Employment Minister Tony Burke and his close union associates are getting themselves into a terrible tangle as they pursue left-wing industrial relations agendas in a commercial society that needs productivity increases to lift the level of wages.
Sometimes the outcomes are bizarre.
For example, unions want casual labour curbed because full-time employees are easy to organise, but it has suddenly becoming apparent that what they are really advocating for is a reduction in take-home pay for the hundreds of thousands of people currently on casual employment.
I will detail how this works later, but one of the reasons why casual work is very popular among those with big mortgages is that they end up with more cash in their pocket to meet mortgage payments.
The government has retreated.
A second agenda is the popular concept that everyone should receive the same pay for the same work.
In the public service there is an attempt achieve this by slotting everyone into grades and it is one of the reasons why productivity in the public service has been held back.
In the private sector, if enterprises do not pay experienced people with great skills at market levels then they will lose that person.
Another person might be doing the same job but without the same skills and experience, and so simply does not receive the same pay rate.
Trying to turn the private sector into a massive public service system would absolutely kill private sector productivity in Australia.
But there is one area where the unions are particularly anxious to attack – labour hire companies in mining projects.
Labour hire companies usually have different enterprise agreements to mining companies.
Some miners have their own labour hire company with a different enterprise agreement to the base miner.
It would be a disaster for the nation if in targeting this activity, the legislation expanded public service labour classification practices into the whole of the private sector.
Perhaps the most dangerous of the proposed industrial relations changes stem from proposals that envisage labour laws should conflict with the commercial contract laws of the nation.
Australia has some of the most advanced and clearest rules in the world to determine whether a person operating under contract, and so is subject to commercial law, or whether a person has an employment relationship so is part of the labour laws.
In the past the Australian Taxation Office tried to classify genuine contractors as employees and were made to obey the law by the courts and community pressure.
Nevertheless sometimes people claim to be the operating under contract but are clearly employees but the clarity of our rules, which have been backed by High Court determinations, is reducing such incidents.
The vast majority of self employed people who work under contracts know the commercial law rules and make sure they obey them.
Their activities are governed by the laws of contract and that includes regulation by the ACCC; unfair contracts; provisions fast payment and so on.
The relationship covers the whole ambit of long-established commercial law and is totally different from the rules that cover employment relationships.
We have not seen the legislation but the government seems to thinks self-employed people are selling themselves short and their commercial law contracts should be controlled by Fair Work Australia and be part of labour law.
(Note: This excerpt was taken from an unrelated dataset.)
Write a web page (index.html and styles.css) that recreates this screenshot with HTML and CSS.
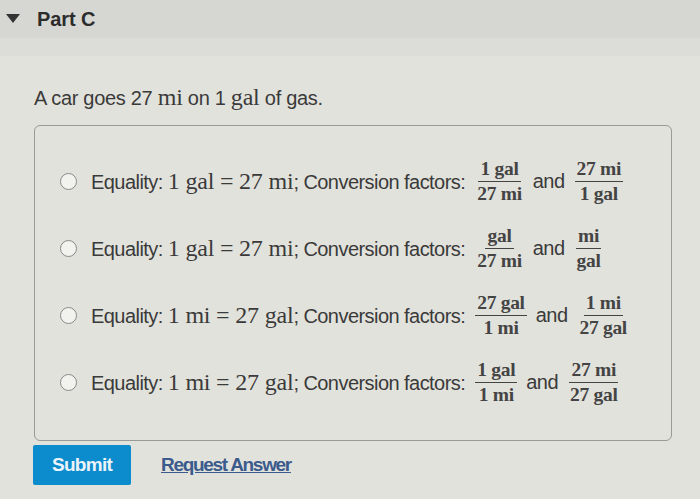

If that is put into legislation it will be a total disaster for the nation because these are two very separate ways of generating commercial activity.
Australians understand the difference very well and when they hire a tradesperson they first obtain a tender price and the payment is made under the terms of the contract.
Australians entering into contracts don’t want to be trying to look after superannuation and holiday pay, which is part of an employment relationship.
The contractor incorporates those rewards into the tender price and it’s a system that generates great productivity because the contractor is always looking for better to perform the task.
In many ways it’s the essence of the nation.
The independent senators have an incredible responsibility to make sure that the governments embrace of union agendas does not throw into chaos the nation’s commercial contracting system.
And this is also important in the casual area because the casual pay rate is 25 per cent above the permanent employment level.
That effectively means casuals receive cash instead of holiday, long service leave and other full-time employment entitlements.
Casuals receive superannuation entitlements usually calculated on the higher casual rate.
Employment entitlements usually add about 20 per cent to the cost of a standard before tax wage so the casual is receiving an extra payment.
Employers are prepared to pay the extra money for the flexibility that casual employment delivers.
And many casuals prefer to have cash in their pocket rather than entitlements.
The great danger in messing with these laws is that casuals will receive employment entitlements and still receive their higher cash rewards – an effective double dip.
That would destroy casual employment in the nation.
Without seeing the legislation, if a person who has been working as a casual for six months and has been receiving very regular hours and wants to take a pay cut and become classed as permanent then they should be allowed to do so, especially as ending a casual arrangement is nearly as hard as a so-called “permanent” relationship.
Remember there is no job in the country that is permanent unless backed by specific legislation.
As public servants in debt-ridden Victoria are discovering, they too can be retrenched if a government borrows too much money.